Concept

Vulcan (hypothetical planet)

Summary
Vulcan 'vVlk@n was a theorized planet that some pre-20th century astronomers thought existed in an orbit between Mercury and the Sun. Speculation about, and even purported observations of, intermercurial bodies or planets date back to the beginning of the 17th century. The case for their probable existence was bolstered by the French mathematician Urbain Le Verrier who, by 1859, had confirmed unexplained peculiarities in Mercury's orbit and predicted they had to be the result of gravitational influences of another unknown nearby planet or series of asteroids. A French amateur astronomer's report that he had observed an object passing in front of the Sun that same year led Le Verrier to announce that the long sought after planet, which he gave the name Vulcan, had been discovered at last.
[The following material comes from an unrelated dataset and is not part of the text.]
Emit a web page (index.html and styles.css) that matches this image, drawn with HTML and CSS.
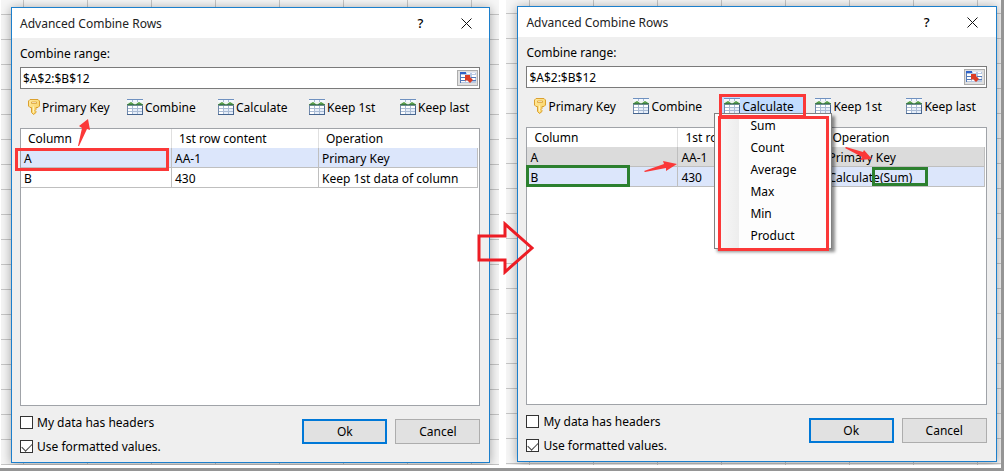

Many searches were conducted for Vulcan over the following decades, but despite several claimed observations, its existence could not be confirmed. The need for the planet as an explanation for Mercury's orbital peculiarities was later rendered unnecessary when Einstein's 1915 theory of general relativity showed that Mercury's departure from an orbit predicted by Newtonian physics was explained by effects arising from the curvature of spacetime caused by the Sun's mass. Celestial bodies interior to the orbit of Mercury had been hypothesized, searched for, and even claimed as having been observed, for centuries. Claims of actually seeing objects passing in front of the Sun included those made by the German astronomer Christoph Scheiner in 1611 (turned out to be the discovery of sunspots), British lawyer, writer and amateur astronomer Capel Lofft's observations of 'an opaque body traversing the sun's disc' on 6 January 1818, and Bavarian physician and astronomer Franz von Gruithuisen's 26 June 1819 report of seeing "two small spots...on the Sun, round, black and unequal in size". German astronomer J. W. Pastorff reported many observations also claiming to have seen two spots, with the first observation on 23 October 1822 and subsequent observations in 1823, 1834, 1836, and 1837; in 1834 the larger spot was recorded as 3 arcseconds across, and the smaller 1.